If you are looking into the question of why individuals are not changing, or not changing fast enough, don’t problematise the individuals. They are probably the victims of institutions or institutional forces that are making it difficult for them to change. With Becta’s strategy for change, we are looking for a change in the system rather than for individuals to do a few more things. That is at the heart of it. I’d argue that it’s beyond schools; not just institutions at a local level, but national institutions that also need to change.

How does the Self-Review Framework operate?

What it does is to identify individual things: managing the curriculum or not; managing resources or not; managing teaching or learning. It is supposed to identify the blocks and point to intelligent ways of moving forward and doing something about the problems.

Might everyone going through the same framework simply produce a kind of blandness?

Yes, there is that risk. All you can do is put in checks and balances. You need to look at the practitioner voice, the policy voice. You need to get the evidence; find what is practicable for real people. The final thing is that you keep on pushing back all the time.

Might people turn round and say that the framework is a counsel of perfection?

We have had to go through this to ensure that it is all practicable.
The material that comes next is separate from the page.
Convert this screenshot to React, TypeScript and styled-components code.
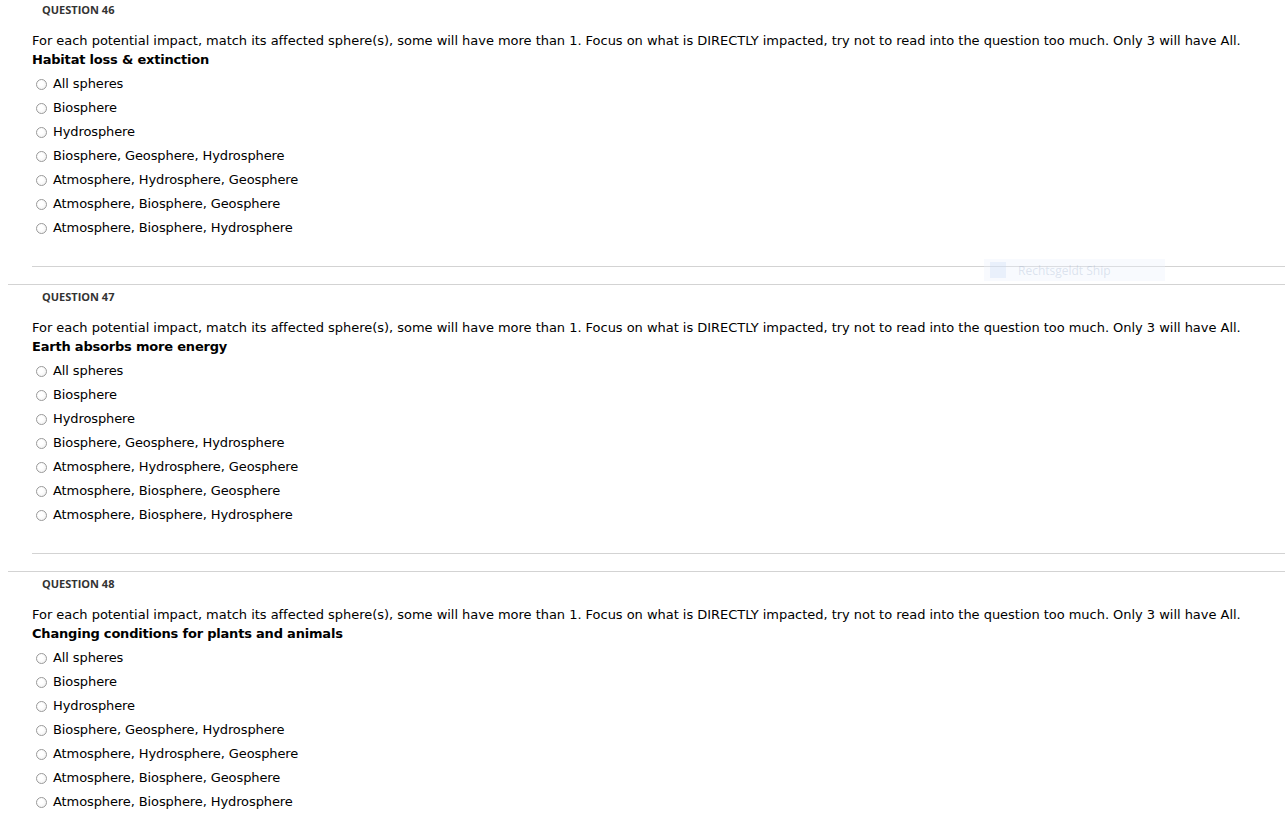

We don’t want people to feel that there is only one way. You can’t build in innovation, what you can do is to create a climate and system where innovation is likely to flourish because the professional development is right, the management is right. What I will be depressed about is if people think that they can turn their brain off and just use our framework. It is an enabling mechanism, a starting point.

Some people argue that “top down” change is not good, it doesn’t last.

When teachers talk to me about all the things that are stopping them making more use of ICT, they always come back to whole-school issues. Changing those things will not guarantee innovation, but if you don’t change them you will kill innovation stone dead.

Steps like embedding ICT into the curriculum have not happened yet. Are schools ready? Won’t some be depressed by what the framework tells them?

Yes they will. We have to look at how we can support some schools through this, and what is the role of the local education authorities and other support organisations?

Who is this aimed at?

We’re targeting those schools that recognise they have a problem with ICT and are willing to take on self-review. As we grow a critical mass, we want to turn our attention to schools that might need to be challenged to engage. We need to recognise that for some schools ICT can only be addressed when more fundamental problems are. There will always be the maverick schools that do great things by going against the trend.

What is the real gain for schools?

It is an opportunity to step back and think systematically about getting it right at whole-school level. It is not about the ICT co-ordinator ticking boxes on a screen. It will give a clear sense of where they are because it involves benchmarking. When they find out where they are, they will be able to see where they stand in relation to everyone else in the country, to their peers. That usually makes people feel better. They are not alone.

Can you see any problems?

There is a risk if all this is taken on by a small group in a school; that is not an institution. There is little that we can do to stop misuse, say like a deputy head filling it all in and producing nice charts for the governors. It is about the whole school. It is not about accountability to others.

How does the ICT Mark link with all this?

Many people were critical of the old mark, regarding it as a tick list.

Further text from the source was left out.